Pastoral lease in the Northern Territory

Welltree Station is a pastoral lease that operates as a cattle station in Northern Territory.

==Location==
The property is situated in the locality of Rakula approximately 57 km west of Batchelor and 90 km south west of Darwin. It is located adjacent to Litchfield National Park. Part of the Anson Bay, Daly and Reynolds River Floodplains, an Important Bird and Biodiversity Area is found within the station boundaries.

==History==
In 1961 Welltree was bought by Bob Townshend for AUD9 million. He put the property on the market in 2001 when it was stocked with 9,000 head of Brahman cattle and comprised 391 km2, of which 60 percent is made up of floodplain country. The floodplain supports a mixture of olive hymenachne, para and rice grasses. The higher country has been planted with various grasses and legumes. The property has been divided into 29 separate paddocks which are well watered by two large permanent lagoons and six bores.

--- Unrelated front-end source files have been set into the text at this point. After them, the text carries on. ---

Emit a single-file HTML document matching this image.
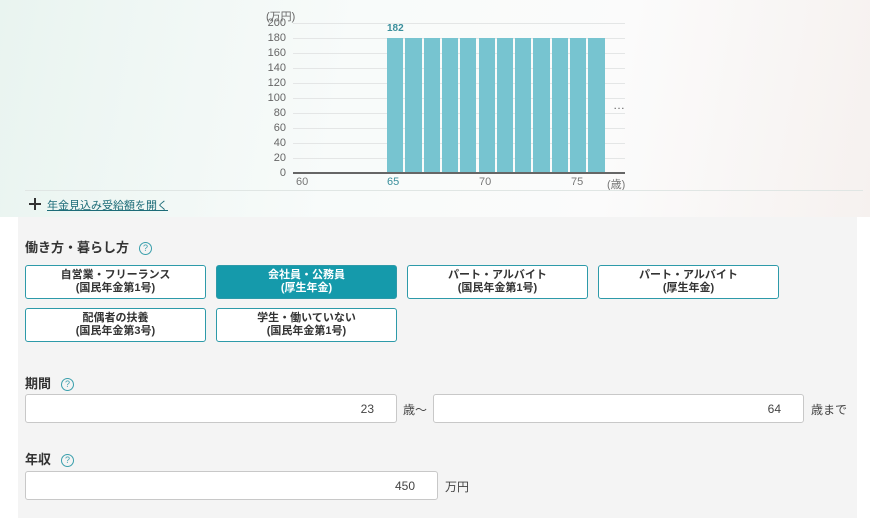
<!DOCTYPE html>
<html><head><meta charset="utf-8"><style>
*{margin:0;padding:0;box-sizing:border-box}
body{width:870px;height:518px;overflow:hidden;position:relative;font-family:"Liberation Sans","Noto Sans CJK JP",sans-serif;background:#fff;color:#333}
.top{position:absolute;left:0;top:0;width:870px;height:217px;background:linear-gradient(100deg,#e9f4f0 0%,#f8fbfa 40%,#fbfbfb 70%,#f6f1ef 100%)}
.a{position:absolute}
.yl{position:absolute;right:584px;font-size:11px;color:#666;line-height:12px}
.grid{position:absolute;left:293px;width:332px;height:1px;background:#e4e6e6}
.bar{position:absolute;top:38px;height:135px;width:16.3px;background:#77c4d0}
.xl{position:absolute;top:176px;font-size:11px;color:#777}
.panel{position:absolute;left:18px;top:217px;width:839px;height:301px;background:#f4f4f4}
.lbl{position:absolute;font-size:13px;font-weight:bold;color:#333}
.q{display:inline-block;width:13px;height:13px;border:1px solid #3a9fac;border-radius:50%;color:#3a9fac;font-size:9px;line-height:11px;text-align:center;font-weight:normal;vertical-align:1px;margin-left:10px}
.btn{position:absolute;width:181px;height:34px;border:1px solid #2d9aa9;border-radius:3px;background:#fff;color:#333;font-size:11px;font-weight:bold;text-align:center;line-height:13px;padding-top:3px}
.btn.on{background:#159aab;color:#fff}
.inp{position:absolute;height:29px;border:1px solid #c8c8c8;border-radius:3px;background:#fff;text-align:right;font-size:12px;line-height:29px;padding-right:22px;color:#444}
.u{position:absolute;font-size:12px;color:#444}
</style></head><body>
<div class="top"></div>
<div class="a" style="left:266px;top:8px;font-size:11px;color:#666">(万円)</div>
<div class="yl" style="top:17px">200</div>
<div class="yl" style="top:32px">180</div>
<div class="yl" style="top:47px">160</div>
<div class="yl" style="top:62px">140</div>
<div class="yl" style="top:77px">120</div>
<div class="yl" style="top:92px">100</div>
<div class="yl" style="top:107px">80</div>
<div class="yl" style="top:122px">60</div>
<div class="yl" style="top:137px">40</div>
<div class="yl" style="top:152px">20</div>
<div class="yl" style="top:167px">0</div>
<div class="grid" style="top:23px"></div><div class="grid" style="top:38px"></div><div class="grid" style="top:53px"></div><div class="grid" style="top:68px"></div><div class="grid" style="top:83px"></div><div class="grid" style="top:98px"></div><div class="grid" style="top:113px"></div><div class="grid" style="top:128px"></div><div class="grid" style="top:143px"></div><div class="grid" style="top:158px"></div>
<div class="bar" style="left:387px"></div><div class="bar" style="left:405.3px"></div><div class="bar" style="left:423.6px"></div><div class="bar" style="left:441.9px"></div><div class="bar" style="left:460.2px"></div><div class="bar" style="left:478.5px"></div><div class="bar" style="left:496.8px"></div><div class="bar" style="left:515.1px"></div><div class="bar" style="left:533.4px"></div><div class="bar" style="left:551.7px"></div><div class="bar" style="left:570px"></div><div class="bar" style="left:588.3px"></div>
<div class="a" style="left:293px;top:172px;width:332px;height:2px;background:#666"></div>
<div class="a" style="left:387px;top:23px;font-size:10px;color:#3a8f9c;font-weight:bold">182</div>
<div class="a" style="left:613px;top:98px;font-size:12px;color:#666">…</div>
<div class="xl" style="left:296px">60</div>
<div class="xl" style="left:387px;color:#3a8f9c">65</div>
<div class="xl" style="left:479px">70</div>
<div class="xl" style="left:571px">75</div>
<div class="xl" style="left:607px">(歳)</div>
<div class="a" style="left:25px;top:190px;width:838px;height:1px;background:#e0e6e4"></div>
<div class="a" style="left:29px;top:203px;width:12px;height:1.5px;background:#333"></div>
<div class="a" style="left:34.3px;top:197.5px;width:1.5px;height:12px;background:#333"></div>
<div class="a" style="left:47px;top:197px;font-size:11px;color:#1c6c78;text-decoration:underline">年金見込み受給額を開く</div>
<div class="panel"></div>
<div class="lbl" style="left:25px;top:237px">働き方・暮らし方<span class="q">?</span></div>
<div class="btn" style="left:25px;top:265px">自営業・フリーランス<br>(国民年金第1号)</div>
<div class="btn on" style="left:216px;top:265px">会社員・公務員<br>(厚生年金)</div>
<div class="btn" style="left:407px;top:265px">パート・アルバイト<br>(国民年金第1号)</div>
<div class="btn" style="left:598px;top:265px">パート・アルバイト<br>(厚生年金)</div>
<div class="btn" style="left:25px;top:308px">配偶者の扶養<br>(国民年金第3号)</div>
<div class="btn" style="left:216px;top:308px">学生・働いていない<br>(国民年金第1号)</div>
<div class="lbl" style="left:25px;top:373px">期間<span class="q">?</span></div>
<div class="inp" style="left:25px;top:394px;width:372px">23</div>
<div class="u" style="left:403px;top:401px">歳〜</div>
<div class="inp" style="left:433px;top:394px;width:371px">64</div>
<div class="u" style="left:811px;top:401px">歳まで</div>
<div class="lbl" style="left:25px;top:449px">年収<span class="q">?</span></div>
<div class="inp" style="left:25px;top:471px;width:413px">450</div>
<div class="u" style="left:445px;top:478px">万円</div>
</body></html>
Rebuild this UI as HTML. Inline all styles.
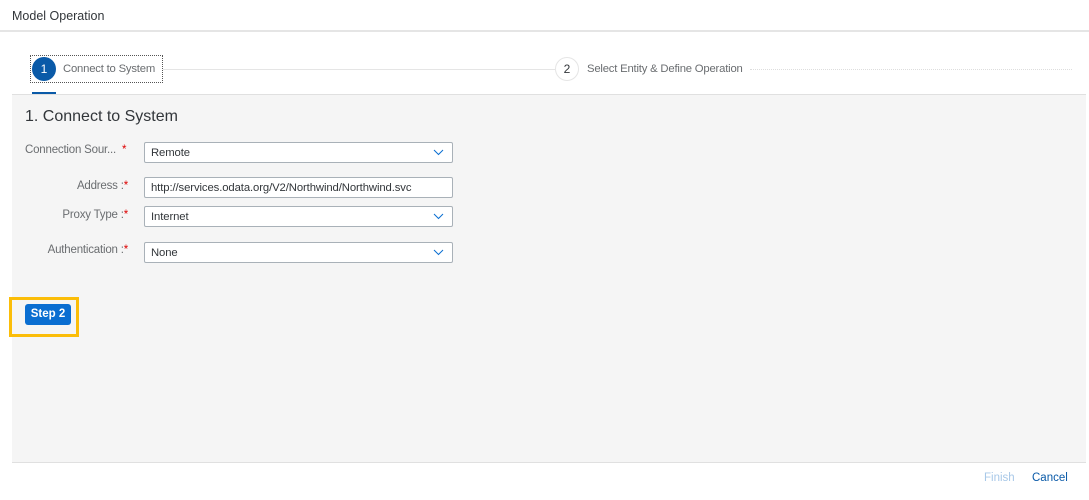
<!DOCTYPE html><html><head><style>
body{margin:0;width:1089px;height:500px;background:#fff;font-family:"Liberation Sans",sans-serif;position:relative;overflow:hidden;color:#32363a}
.a{position:absolute}
.lbl{position:absolute;font-size:11.5px;color:#6a6d70;text-align:right;width:118px;left:10px;letter-spacing:-0.2px}
.lbl b{color:#d00;font-weight:normal}
.inp{position:absolute;left:144px;height:21px;border:1px solid #a9b1b8;background:#fff;border-radius:2px;font-size:11.3px;line-height:20px;padding-left:6px;box-sizing:border-box;width:309px;color:#32363a;letter-spacing:-0.1px}
.chev{position:absolute;right:8px;top:6px}
</style></head><body>
<div class="a" style="left:12px;top:9px;font-size:12.5px;color:#32363a">Model Operation</div>
<div class="a" style="left:0;top:30px;width:1089px;height:2px;background:#e5e5e5"></div>
<div class="a" style="left:161px;top:69px;width:394px;height:1px;background:#e5e5e5"></div>
<div class="a" style="left:750px;top:69px;width:322px;border-top:1px dotted #ddd"></div>
<div class="a" style="left:30px;top:55px;width:133px;height:28px;border:1px dotted #555;box-sizing:border-box;background:#fff"></div>
<div class="a" style="left:32px;top:57px;width:24px;height:24px;border-radius:50%;background:#0a5aa8;color:#fff;font-size:12px;text-align:center;line-height:24px">1</div>
<div class="a" style="left:63px;top:63px;font-size:11.3px;line-height:13px;color:#6a6d70;letter-spacing:-0.2px">Connect to System</div>
<div class="a" style="left:555px;top:57px;width:24px;height:24px;border-radius:50%;border:1px solid #e5e5e5;box-sizing:border-box;color:#32363a;font-size:12px;text-align:center;line-height:22px;background:#fff">2</div>
<div class="a" style="left:587px;top:63px;font-size:11.3px;line-height:13px;color:#6a6d70;letter-spacing:-0.2px;background:#fff;padding-right:6px">Select Entity &amp; Define Operation</div>
<div class="a" style="left:32px;top:92px;width:24px;height:2px;background:#0a5aa8"></div>
<div class="a" style="left:12px;top:94px;width:1074px;height:367px;background:#f5f5f5;border-top:1px solid #e0e0e0;border-bottom:1px solid #e0e0e0"></div>
<div class="a" style="left:25px;top:108px;font-size:16px;color:#32363a">1. Connect to System</div>
<div class="lbl" style="top:144px;text-align:left;left:25px">Connection Sour... &nbsp;<b>*</b></div>
<div class="inp" style="top:142px">Remote<svg class="chev" width="11" height="7"><path d="M1 1l4.5 4.5L10 1" stroke="#0a6ed1" fill="none"/></svg></div>
<div class="lbl" style="top:180px">Address :<b>*</b></div>
<div class="inp" style="top:177px">http://services.odata.org/V2/Northwind/Northwind.svc</div>
<div class="lbl" style="top:209px">Proxy Type :<b>*</b></div>
<div class="inp" style="top:206px">Internet<svg class="chev" width="11" height="7"><path d="M1 1l4.5 4.5L10 1" stroke="#0a6ed1" fill="none"/></svg></div>
<div class="lbl" style="top:244px">Authentication :<b>*</b></div>
<div class="inp" style="top:242px">None<svg class="chev" width="11" height="7"><path d="M1 1l4.5 4.5L10 1" stroke="#0a6ed1" fill="none"/></svg></div>
<div class="a" style="left:9px;top:297px;width:70px;height:40px;border:3px solid #fbbd08;box-sizing:border-box"></div>
<div class="a" style="left:25px;top:304px;width:46px;height:21px;background:#0a6ed1;border-radius:3px;color:#fff;font-size:11.5px;font-weight:bold;text-align:center;line-height:21px">Step 2</div>
<div class="a" style="left:984px;top:472px;font-size:11.5px;color:#a8c8e8">Finish</div>
<div class="a" style="left:1032px;top:472px;font-size:11.5px;color:#0a5aa8">Cancel</div>
</body></html>
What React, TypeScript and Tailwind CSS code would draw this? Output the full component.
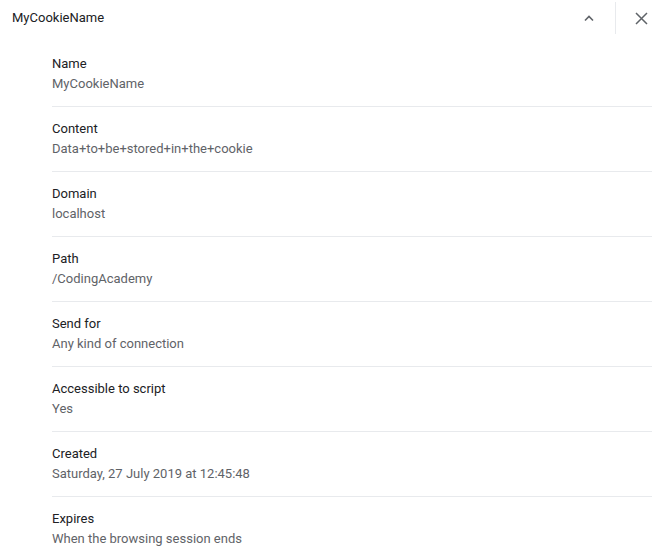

R. M. Williams Agricultural holdings acquired both Labelle Downs and Welltree aggregation at the top of the market in 2009 from cattleman Peter Camm in 2009. The company went into receivership in 2013 with PPB Advisory being appointed as the receiver and manager of all the properties in the companies portfolio.

R. M. Williams Agricultural holdings sold the property, along with Labelle Downs, to Australian Agricultural Company in 2013 for AUD27 million.